Maseko, son of former CEO of the South African Government Communication and Information System (GCIS), Themba Maseko, says he started to like golf after watching his dad play socially. Maseko says he then started hitting balls around when he was about 10 years old, but it wasn’t until he saw Tiger Woods on television that he wanted to be a professional golfer; he started playing, aged 12.
It’s not easy to make it as a professional golfer, and one has to go to tour school to qualify as a professional. Maseko attended The Golf School of Excellence in Observatory, Johannesburg, and had to finish in the top 10 out of his group to qualify as a tour professional.
“That week is an intense one—you play four rounds, you know you can’t mess up; every shot is really important. It really was a difficult week, but I’m glad I came out,” Maseko says.

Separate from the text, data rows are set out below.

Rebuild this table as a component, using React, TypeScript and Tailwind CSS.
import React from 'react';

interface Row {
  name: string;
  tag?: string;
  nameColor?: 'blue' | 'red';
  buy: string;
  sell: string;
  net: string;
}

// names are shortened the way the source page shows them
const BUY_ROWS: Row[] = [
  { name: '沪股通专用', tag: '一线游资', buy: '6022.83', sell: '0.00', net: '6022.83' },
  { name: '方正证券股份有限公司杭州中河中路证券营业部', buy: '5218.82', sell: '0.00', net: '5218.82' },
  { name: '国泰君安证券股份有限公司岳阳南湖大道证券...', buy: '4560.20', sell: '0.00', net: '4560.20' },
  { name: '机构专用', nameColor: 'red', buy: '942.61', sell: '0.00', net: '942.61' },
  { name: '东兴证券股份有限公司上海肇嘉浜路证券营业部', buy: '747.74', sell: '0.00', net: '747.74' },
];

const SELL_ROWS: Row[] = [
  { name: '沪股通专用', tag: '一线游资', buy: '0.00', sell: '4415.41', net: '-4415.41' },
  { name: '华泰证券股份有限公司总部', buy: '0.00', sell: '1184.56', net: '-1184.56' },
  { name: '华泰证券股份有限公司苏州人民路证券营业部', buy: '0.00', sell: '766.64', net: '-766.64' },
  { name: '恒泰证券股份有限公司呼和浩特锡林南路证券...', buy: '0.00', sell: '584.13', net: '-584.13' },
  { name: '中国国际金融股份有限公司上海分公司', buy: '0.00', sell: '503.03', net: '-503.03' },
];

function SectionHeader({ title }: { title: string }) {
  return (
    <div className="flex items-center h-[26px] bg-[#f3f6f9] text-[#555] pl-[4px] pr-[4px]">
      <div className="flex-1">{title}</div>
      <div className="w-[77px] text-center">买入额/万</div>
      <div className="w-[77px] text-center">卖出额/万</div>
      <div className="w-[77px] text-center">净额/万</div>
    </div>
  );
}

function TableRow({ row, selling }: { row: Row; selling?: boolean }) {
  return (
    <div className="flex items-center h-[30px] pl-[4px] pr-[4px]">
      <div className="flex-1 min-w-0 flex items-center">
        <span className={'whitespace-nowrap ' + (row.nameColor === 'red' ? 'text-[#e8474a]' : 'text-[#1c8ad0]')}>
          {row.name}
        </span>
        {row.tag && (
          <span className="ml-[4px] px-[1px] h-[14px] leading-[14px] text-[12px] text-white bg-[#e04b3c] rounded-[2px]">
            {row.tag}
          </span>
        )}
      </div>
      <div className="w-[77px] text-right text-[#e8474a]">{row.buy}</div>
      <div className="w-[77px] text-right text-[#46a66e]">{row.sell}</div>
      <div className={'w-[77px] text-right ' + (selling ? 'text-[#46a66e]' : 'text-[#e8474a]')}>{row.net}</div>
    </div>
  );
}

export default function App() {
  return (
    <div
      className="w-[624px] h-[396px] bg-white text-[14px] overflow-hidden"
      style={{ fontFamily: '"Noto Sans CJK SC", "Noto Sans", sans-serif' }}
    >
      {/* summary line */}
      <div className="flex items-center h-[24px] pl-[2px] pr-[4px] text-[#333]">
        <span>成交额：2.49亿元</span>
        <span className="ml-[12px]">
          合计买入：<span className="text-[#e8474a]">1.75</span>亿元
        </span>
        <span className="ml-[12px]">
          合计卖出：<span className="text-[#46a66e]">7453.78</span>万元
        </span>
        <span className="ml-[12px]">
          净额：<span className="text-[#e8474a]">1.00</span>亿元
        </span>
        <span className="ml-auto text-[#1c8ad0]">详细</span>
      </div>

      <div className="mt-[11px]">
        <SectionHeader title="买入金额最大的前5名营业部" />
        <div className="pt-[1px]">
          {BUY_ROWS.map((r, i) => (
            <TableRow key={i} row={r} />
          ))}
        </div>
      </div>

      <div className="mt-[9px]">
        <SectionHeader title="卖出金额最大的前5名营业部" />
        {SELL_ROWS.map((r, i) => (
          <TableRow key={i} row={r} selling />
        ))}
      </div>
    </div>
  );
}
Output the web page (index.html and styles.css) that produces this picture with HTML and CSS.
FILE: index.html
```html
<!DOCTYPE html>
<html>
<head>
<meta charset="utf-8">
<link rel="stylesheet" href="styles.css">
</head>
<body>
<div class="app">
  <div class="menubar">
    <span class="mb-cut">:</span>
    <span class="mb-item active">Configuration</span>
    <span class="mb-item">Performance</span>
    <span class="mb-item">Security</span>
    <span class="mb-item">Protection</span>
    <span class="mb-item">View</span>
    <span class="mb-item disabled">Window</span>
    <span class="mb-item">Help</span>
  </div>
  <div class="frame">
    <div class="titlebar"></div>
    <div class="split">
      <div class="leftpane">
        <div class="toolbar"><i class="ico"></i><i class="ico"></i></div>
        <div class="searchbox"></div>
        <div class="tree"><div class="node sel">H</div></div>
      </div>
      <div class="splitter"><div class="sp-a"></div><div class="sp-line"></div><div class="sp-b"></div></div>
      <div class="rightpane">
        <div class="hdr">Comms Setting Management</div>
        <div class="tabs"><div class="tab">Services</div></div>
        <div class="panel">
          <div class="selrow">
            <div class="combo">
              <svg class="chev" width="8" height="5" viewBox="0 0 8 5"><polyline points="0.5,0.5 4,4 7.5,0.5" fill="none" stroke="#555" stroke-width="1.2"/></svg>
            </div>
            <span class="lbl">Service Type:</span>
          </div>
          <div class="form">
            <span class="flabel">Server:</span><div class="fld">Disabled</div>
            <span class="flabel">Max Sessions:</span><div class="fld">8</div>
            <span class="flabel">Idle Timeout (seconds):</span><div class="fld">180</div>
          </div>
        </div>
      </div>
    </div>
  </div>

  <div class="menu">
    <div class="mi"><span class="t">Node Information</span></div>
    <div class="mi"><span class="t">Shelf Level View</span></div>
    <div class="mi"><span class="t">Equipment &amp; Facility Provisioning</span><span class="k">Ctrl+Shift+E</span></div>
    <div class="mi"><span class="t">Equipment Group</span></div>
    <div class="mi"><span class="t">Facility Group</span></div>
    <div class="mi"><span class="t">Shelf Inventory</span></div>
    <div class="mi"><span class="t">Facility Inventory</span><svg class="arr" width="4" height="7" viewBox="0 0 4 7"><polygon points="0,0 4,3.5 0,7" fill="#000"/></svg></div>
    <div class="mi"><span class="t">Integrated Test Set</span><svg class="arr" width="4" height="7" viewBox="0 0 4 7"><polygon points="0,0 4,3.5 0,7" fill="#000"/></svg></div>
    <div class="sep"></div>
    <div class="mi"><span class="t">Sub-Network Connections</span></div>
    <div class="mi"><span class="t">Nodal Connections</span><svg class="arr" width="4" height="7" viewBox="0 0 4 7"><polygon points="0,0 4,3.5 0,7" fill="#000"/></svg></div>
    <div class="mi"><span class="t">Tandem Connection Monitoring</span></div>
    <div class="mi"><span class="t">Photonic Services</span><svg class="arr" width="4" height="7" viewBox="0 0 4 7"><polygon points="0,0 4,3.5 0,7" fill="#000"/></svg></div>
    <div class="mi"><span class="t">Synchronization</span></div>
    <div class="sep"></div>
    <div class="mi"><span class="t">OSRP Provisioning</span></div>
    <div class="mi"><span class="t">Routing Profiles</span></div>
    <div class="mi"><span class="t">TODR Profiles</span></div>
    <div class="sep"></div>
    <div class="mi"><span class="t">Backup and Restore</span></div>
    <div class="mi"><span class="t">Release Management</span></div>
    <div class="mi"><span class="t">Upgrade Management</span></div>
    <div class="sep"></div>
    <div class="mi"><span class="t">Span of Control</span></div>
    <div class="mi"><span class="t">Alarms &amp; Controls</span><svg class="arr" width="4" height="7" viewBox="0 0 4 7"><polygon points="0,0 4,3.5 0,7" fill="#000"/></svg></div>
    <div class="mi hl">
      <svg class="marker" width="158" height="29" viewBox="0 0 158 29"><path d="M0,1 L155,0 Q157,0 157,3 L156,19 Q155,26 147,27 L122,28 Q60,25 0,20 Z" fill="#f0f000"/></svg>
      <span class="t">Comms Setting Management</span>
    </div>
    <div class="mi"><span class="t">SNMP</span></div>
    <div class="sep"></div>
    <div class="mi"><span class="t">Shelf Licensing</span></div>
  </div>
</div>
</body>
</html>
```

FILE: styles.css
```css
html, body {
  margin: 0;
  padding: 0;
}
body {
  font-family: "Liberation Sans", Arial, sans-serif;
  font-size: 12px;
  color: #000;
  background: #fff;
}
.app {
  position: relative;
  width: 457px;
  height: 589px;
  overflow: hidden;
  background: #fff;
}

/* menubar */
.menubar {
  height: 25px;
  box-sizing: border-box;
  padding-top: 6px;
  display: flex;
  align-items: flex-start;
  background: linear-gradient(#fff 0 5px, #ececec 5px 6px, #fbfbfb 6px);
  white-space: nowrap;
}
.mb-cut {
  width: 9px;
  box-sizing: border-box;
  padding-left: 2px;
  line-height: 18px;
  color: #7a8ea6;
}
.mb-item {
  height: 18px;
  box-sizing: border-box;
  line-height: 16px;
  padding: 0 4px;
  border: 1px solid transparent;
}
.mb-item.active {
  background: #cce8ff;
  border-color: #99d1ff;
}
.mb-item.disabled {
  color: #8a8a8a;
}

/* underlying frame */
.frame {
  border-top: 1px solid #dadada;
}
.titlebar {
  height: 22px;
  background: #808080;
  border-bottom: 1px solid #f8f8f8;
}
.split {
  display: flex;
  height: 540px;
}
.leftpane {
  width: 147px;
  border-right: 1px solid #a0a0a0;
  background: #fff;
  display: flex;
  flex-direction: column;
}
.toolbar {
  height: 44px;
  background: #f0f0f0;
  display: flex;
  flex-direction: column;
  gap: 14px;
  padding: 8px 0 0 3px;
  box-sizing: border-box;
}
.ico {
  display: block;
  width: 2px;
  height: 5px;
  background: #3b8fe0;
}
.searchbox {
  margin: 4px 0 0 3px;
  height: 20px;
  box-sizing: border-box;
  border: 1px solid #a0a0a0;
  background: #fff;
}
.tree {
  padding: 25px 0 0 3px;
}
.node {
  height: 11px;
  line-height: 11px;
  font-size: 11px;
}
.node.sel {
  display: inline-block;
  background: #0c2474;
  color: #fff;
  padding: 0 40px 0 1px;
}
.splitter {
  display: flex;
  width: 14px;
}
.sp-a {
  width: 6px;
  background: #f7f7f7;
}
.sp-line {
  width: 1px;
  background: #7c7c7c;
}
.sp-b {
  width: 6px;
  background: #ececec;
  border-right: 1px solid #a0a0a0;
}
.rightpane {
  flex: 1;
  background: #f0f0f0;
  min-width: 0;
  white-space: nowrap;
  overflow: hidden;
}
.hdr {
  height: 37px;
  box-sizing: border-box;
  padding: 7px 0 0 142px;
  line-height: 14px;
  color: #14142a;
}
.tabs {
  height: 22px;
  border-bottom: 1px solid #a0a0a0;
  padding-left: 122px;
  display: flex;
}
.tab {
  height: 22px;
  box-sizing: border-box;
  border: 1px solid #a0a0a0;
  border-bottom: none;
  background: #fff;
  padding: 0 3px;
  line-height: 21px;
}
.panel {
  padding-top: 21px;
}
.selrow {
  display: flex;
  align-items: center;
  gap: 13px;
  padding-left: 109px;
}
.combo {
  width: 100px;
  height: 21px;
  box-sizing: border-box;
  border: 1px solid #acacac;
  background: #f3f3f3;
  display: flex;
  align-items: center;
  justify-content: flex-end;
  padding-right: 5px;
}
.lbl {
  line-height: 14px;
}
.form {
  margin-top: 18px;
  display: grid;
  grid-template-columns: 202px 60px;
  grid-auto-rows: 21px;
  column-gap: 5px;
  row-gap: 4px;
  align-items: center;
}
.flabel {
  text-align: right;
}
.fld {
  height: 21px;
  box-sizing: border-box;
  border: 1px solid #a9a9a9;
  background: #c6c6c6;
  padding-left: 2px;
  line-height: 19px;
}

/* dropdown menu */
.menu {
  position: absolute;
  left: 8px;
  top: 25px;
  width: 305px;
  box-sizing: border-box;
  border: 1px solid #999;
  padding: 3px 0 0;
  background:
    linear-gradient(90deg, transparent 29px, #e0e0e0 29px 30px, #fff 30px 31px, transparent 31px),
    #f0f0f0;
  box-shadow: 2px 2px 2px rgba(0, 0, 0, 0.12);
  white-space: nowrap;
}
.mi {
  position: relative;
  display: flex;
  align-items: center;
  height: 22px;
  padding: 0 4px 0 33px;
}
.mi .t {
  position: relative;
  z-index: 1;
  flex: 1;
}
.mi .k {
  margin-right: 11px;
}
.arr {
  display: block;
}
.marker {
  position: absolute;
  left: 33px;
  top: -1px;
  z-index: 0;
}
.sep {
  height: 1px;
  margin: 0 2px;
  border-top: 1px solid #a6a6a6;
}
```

Mike Taylor of the Sunshine Tour says Maseko is exceptionally good for his age and is a promising talent. “He’s got his head squarely on his shoulders and looks pretty sharp when he’s on the green. He broke 70 on his first day of tour school trials. He played confidently and has really good skills,” says Taylor.
“At the end of the day, I’m working towards a goal; so in the next couple of years, hopefully I can be number one. I guess we’re all practising hard out there—it’s long hours—we just want to be the best we can, really,” Maseko says enthusiastically.
Opportunities are endless to make money in the game and can turn a golfer into a multi-millionaire.
“Put it this way—playing for $460,000 a week in prize money, if you finish in the top 30, you can make around $13,000-$20,000 a week straight,” says Maseko.
Life can be tough without sponsors because golf is an expensive sport.
“We’re also speaking to a few new potential sponsors right now; we’re going to be signing in the next couple of weeks—I can’t say right now who I’m speaking to, but it’s pretty big. They’ll be giving me tons of money a month to go play, and I’m going to Europe as well; they want to support me, especially because there hasn’t been a young black golfer on tour. So people are giving me opportunities and it’s looking good.”
So what does the young golfer hope to achieve in the near future? “I’ve only been professional now for about four weeks, so hopefully as soon as I find my feet, I’ll make a few cuts and make a bit of money. But right now, I’m not thinking about the money. I just want to go and show my talent and pick up the trophies,” Maseko says, smiling confidently.
Tiger Woods must be looking over his shoulder.